Gentle introduction to Bayesian inference
The Beta-Binomial model
Hedibert Freitas Lopes
2026-02-12
1 Introduction
In our class we have n=11 students. Therefore, if we call \(y\) the number of students age 22 or above, we know that \(y\ \in \{0,1,\ldots,n\}\). With the additional independent and identically distributed (iid) assumpution, we have that \[ y|\theta \sim Binomial(n,\theta), \] where \(\theta=Pr(age \geq 22)\) is our parameter of interest.
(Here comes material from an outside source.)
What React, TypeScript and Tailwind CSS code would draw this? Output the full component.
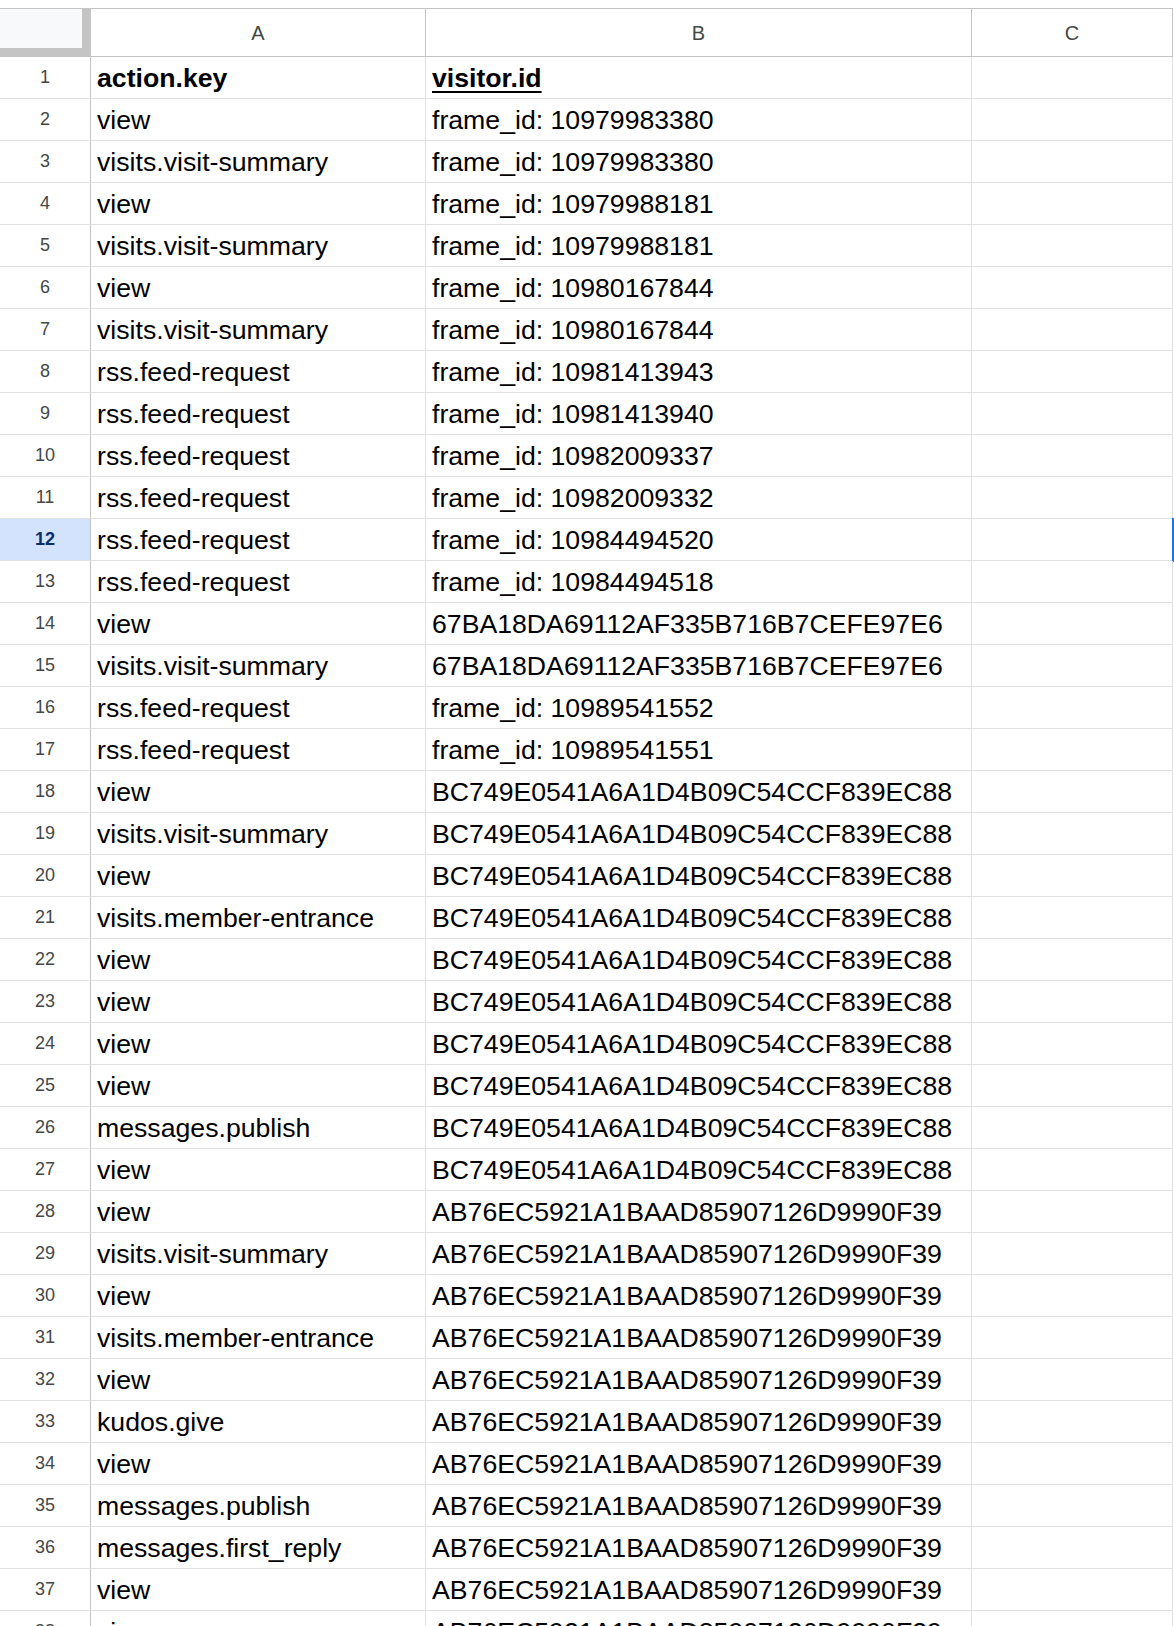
type Row = [string, string];

const BC = "BC749E0541A6A1D4B09C54CCF839EC88";
const AB = "AB76EC5921A1BAAD85907126D9990F39";
const SIX = "67BA18DA69112AF335B716B7CEFE97E6";

const rows: Row[] = [
  ["view", "frame_id: 10979983380"],
  ["visits.visit-summary", "frame_id: 10979983380"],
  ["view", "frame_id: 10979988181"],
  ["visits.visit-summary", "frame_id: 10979988181"],
  ["view", "frame_id: 10980167844"],
  ["visits.visit-summary", "frame_id: 10980167844"],
  ["rss.feed-request", "frame_id: 10981413943"],
  ["rss.feed-request", "frame_id: 10981413940"],
  ["rss.feed-request", "frame_id: 10982009337"],
  ["rss.feed-request", "frame_id: 10982009332"],
  ["rss.feed-request", "frame_id: 10984494520"],
  ["rss.feed-request", "frame_id: 10984494518"],
  ["view", SIX],
  ["visits.visit-summary", SIX],
  ["rss.feed-request", "frame_id: 10989541552"],
  ["rss.feed-request", "frame_id: 10989541551"],
  ["view", BC],
  ["visits.visit-summary", BC],
  ["view", BC],
  ["visits.member-entrance", BC],
  ["view", BC],
  ["view", BC],
  ["view", BC],
  ["view", BC],
  ["messages.publish", BC],
  ["view", BC],
  ["view", AB],
  ["visits.visit-summary", AB],
  ["view", AB],
  ["visits.member-entrance", AB],
  ["view", AB],
  ["kudos.give", AB],
  ["view", AB],
  ["messages.publish", AB],
  ["messages.first_reply", AB],
  ["view", AB],
  ["view", AB],
];

const SELECTED = 12;

function App() {
  return (
    <div className="h-[1626px] overflow-hidden bg-white pt-[8px] font-['Liberation_Sans',Arial,sans-serif] text-black">
      {/* column headers */}
      <div className="flex w-[1173px] border-t border-[#c4c4c4]">
        <div className="w-[91px] h-[48px] bg-[#f8f9fa] border-r-[9px] border-b-[9px] border-[#c4c4c4]" />
        <div className="w-[335px] h-[48px] border-r border-b border-[#c4c4c4] flex items-center justify-center text-[20px] text-[#444746]">
          A
        </div>
        <div className="w-[546px] h-[48px] border-r border-b border-[#c4c4c4] flex items-center justify-center text-[20px] text-[#444746]">
          B
        </div>
        <div className="w-[201px] h-[48px] border-r border-b border-[#c4c4c4] flex items-center justify-center text-[20px] text-[#444746]">
          C
        </div>
      </div>

      {/* header row */}
      <div className="flex w-[1173px] h-[42px]">
        <div className="w-[91px] border-r border-r-[#c4c4c4] border-b border-b-[#e1e1e1] flex items-center justify-center text-[18px] text-[#444746]">
          1
        </div>
        <div className="w-[335px] border-r border-b border-[#e1e1e1] flex items-end px-[6px] pb-[5px] text-[26.67px] leading-[30px] font-bold">
          action.key
        </div>
        <div className="w-[546px] border-r border-b border-[#e1e1e1] flex items-end px-[6px] pb-[5px] text-[26.67px] leading-[30px] font-bold">
          <span className="underline decoration-2 underline-offset-[4px]">visitor.id</span>
        </div>
        <div className="w-[201px] border-r border-b border-[#e1e1e1]" />
      </div>

      {rows.map(([a, b], i) => {
        const n = i + 2;
        const sel = n === SELECTED;
        return (
          <div key={n} className="relative flex w-[1173px] h-[42px]">
            <div
              className={
                sel
                  ? "w-[91px] border-r border-r-[#c4c4c4] border-b border-b-[#e1e1e1] bg-[#d3e3fd] flex items-center justify-center text-[18px] font-bold text-[#0b2d6b]"
                  : "w-[91px] border-r border-r-[#c4c4c4] border-b border-b-[#e1e1e1] flex items-center justify-center text-[18px] text-[#444746]"
              }
            >
              {n}
            </div>
            <div className="w-[335px] border-r border-b border-[#e1e1e1] flex items-end px-[6px] pb-[5px] text-[26.67px] leading-[30px] whitespace-nowrap">
              {a}
            </div>
            <div className="w-[546px] border-r border-b border-[#e1e1e1] flex items-end px-[6px] pb-[5px] text-[26.67px] leading-[30px] whitespace-nowrap">
              {b}
            </div>
            <div className="w-[201px] border-r border-b border-[#e1e1e1]" />
            {sel && <div className="absolute left-[1172px] top-[-1px] w-[2px] h-[44px] bg-[#1a73e8]" />}
          </div>
        );
      })}
    </div>
  );
}

export default App;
The likelihood is \[ L(\theta;\mbox{data}) \propto \theta^y(1-\theta)^{n-y}, \qquad\qquad \theta \in (0,1). \]
2 Maximum likelihood estimation
As you probably learned this in your introduction to statistics class, the MLE of \(\theta\) is \[ {\widehat \theta}_{mle}=\frac{y}{n}. \]
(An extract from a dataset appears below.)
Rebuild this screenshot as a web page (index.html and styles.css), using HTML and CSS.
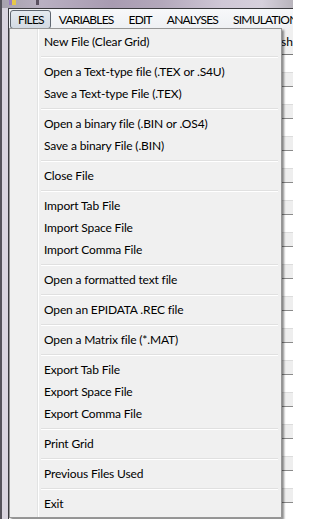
FILE: index.html
```html
<!DOCTYPE html>
<html>
<head>
<meta charset="utf-8">
<link rel="stylesheet" href="styles.css">
</head>
<body>
<div class="window">
  <div class="titlebar"><span class="appicon"></span><span class="titlemark"></span></div>
  <div class="frame">
    <nav class="menubar">
      <span class="mitem active">FILES</span>
      <span class="mitem">VARIABLES</span>
      <span class="mitem">EDIT</span>
      <span class="mitem">ANALYSES</span>
      <span class="mitem">SIMULATIONS</span>
    </nav>
    <div class="content">
      <div class="toolrow"><span class="btn">sh</span></div>
      <div class="grid"></div>
    </div>
  </div>
  <div class="dropdown">
    <div class="item">New File (Clear Grid)</div>
    <div class="sep"></div>
    <div class="item">Open a Text-type file (.TEX or .S4U)</div>
    <div class="item">Save a Text-type File (.TEX)</div>
    <div class="sep"></div>
    <div class="item">Open a binary file (.BIN or .OS4)</div>
    <div class="item">Save a binary File (.BIN)</div>
    <div class="sep"></div>
    <div class="item">Close File</div>
    <div class="sep"></div>
    <div class="item">Import Tab File</div>
    <div class="item">Import Space File</div>
    <div class="item">Import Comma File</div>
    <div class="sep"></div>
    <div class="item">Open a formatted text file</div>
    <div class="sep"></div>
    <div class="item">Open an EPIDATA .REC file</div>
    <div class="sep"></div>
    <div class="item">Open a Matrix file (*.MAT)</div>
    <div class="sep"></div>
    <div class="item">Export Tab File</div>
    <div class="item">Export Space File</div>
    <div class="item">Export Comma File</div>
    <div class="sep"></div>
    <div class="item">Print Grid</div>
    <div class="sep"></div>
    <div class="item">Previous Files Used</div>
    <div class="sep"></div>
    <div class="item">Exit</div>
  </div>
</div>
</body>
</html>
```

FILE: styles.css
```css
html, body {
  margin: 0;
  padding: 0;
  background: #ffffff;
}
body {
  font-family: "Lato", "Liberation Sans", sans-serif;
  font-size: 12px;
  color: #000;
}
.window {
  position: relative;
  width: 291px;
  height: 519px;
  display: flex;
  flex-direction: column;
  border-left: 2px solid #55525a;
  background: #d9d4de;
}
.titlebar {
  position: relative;
  height: 8px;
  background: linear-gradient(90deg, #a7a2ad 0px, #b9b0c2 40px, #a89bb1 110px, #b3a8bb 160px, #cfc7d6 220px, #d6d0dc 260px, #b8b4bc 291px);
}
.appicon {
  position: absolute;
  left: 7px;
  top: 0;
  width: 7px;
  height: 5px;
  background: linear-gradient(90deg, #9a7fc0 0 3px, #e6c84a 3px 7px);
}
.titlemark {
  position: absolute;
  left: 34px;
  top: 0;
  width: 3px;
  height: 5px;
  background: #5a5060;
}
.frame {
  flex: 1;
  margin-left: 6px;
  border-left: 1px solid #3a3a3e;
  border-top: 1px solid #3a3a3e;
  display: flex;
  flex-direction: column;
  background: #fff;
}
.menubar {
  height: 19px;
  display: flex;
  align-items: stretch;
  padding: 1px 0 0 1px;
  background: linear-gradient(#f7f8fa, #eef0f3);
  white-space: nowrap;
  overflow: hidden;
}
.mitem {
  padding: 0 6px 0 7px;
  line-height: 17px;
  font-size: 12px;
  letter-spacing: -0.8px;
  border: 1px solid transparent;
  border-radius: 3px;
}
.mitem.active {
  border-color: #5f6670;
  background: linear-gradient(#e4e9ef, #d3dae3);
}
.content {
  flex: 1;
  display: flex;
  flex-direction: column;
}
.toolrow {
  height: 25px;
  display: flex;
  justify-content: flex-end;
  align-items: center;
  border-bottom: 1px solid #7a7a7a;
  background: #f0f0f0;
  overflow: hidden;
}
.btn {
  font-size: 12px;
  margin-right: 0px;
}
.grid {
  flex: 1;
  background: repeating-linear-gradient(#ffffff 0 17px, #dcdcdc 17px 18px, #eeeeee 18px 31px, #8a8a8a 31px 32px);
}
.dropdown {
  position: absolute;
  left: 7px;
  top: 28px;
  width: 267px;
  padding: 2px;
  border: 1px solid #979797;
  background: linear-gradient(90deg, #f0f0f0 0 27px, #e2e3e3 27px 28px, #ffffff 28px 29px, #f0f0f0 29px);
  box-shadow: 2px 2px 2px rgba(0, 0, 0, 0.45);
}
.item {
  height: 22px;
  line-height: 22px;
  padding-left: 32px;
  letter-spacing: -0.15px;
  white-space: nowrap;
}
.sep {
  height: 8px;
  margin-left: 29px;
  margin-right: 1px;
  background: linear-gradient(transparent 0 3px, #e0e0e0 3px 4px, #ffffff 4px 5px, transparent 5px);
}
```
The approximate 95% confidence interval for \(\theta\) is given by \[ {\widehat \theta}_{mle} \pm 1.96 \sqrt{\frac{{\widehat \theta}_{mle}(1-{\widehat \theta}_{mle})}{n}}. \] As you can see in the figure below, the confidence intervals can collapse into a point or even generate negative probabilities, which are aspects of the normal approximation.
n = 11
y = 0:n
theta.mle = y/n
se = sqrt(theta.mle*(1-theta.mle)/n)
L.mle = theta.mle - 1.96*se
U.mle = theta.mle + 1.96*se
plot(y,L.mle,ylim=c(-0.1,1.1),pch=16,ylab="95% approximate confidence interval")
points(y,U.mle,pch=16)
abline(h=0,lty=3)
abline(h=1,lty=3)
for (i in 2:n)
segments(y[i],L.mle[i],y[i],U.mle[i])
3 Bayesian inference
3.1 Prior elicitation
Suppose we want to use the information that about 60% of undergrads are between 19 and 24 years old, and decide to find a beta prior for \(\theta\) such that \[ \mbox{Mode}(\theta) = 0.10 \ \ \ \mbox{and} \ \ \ Pr(\theta>0.1) = 0.75, \] approximately. A possible beta prior is a \(Beta(1.12,2.12)\), which satisfies approximately the above prior information.
alpha =1.12
beta = 2.12
theta = seq(0,1,length=1000)
plot(theta,dbeta(theta,alpha,beta),type="l",ylab="Density",xlab=expression(theta))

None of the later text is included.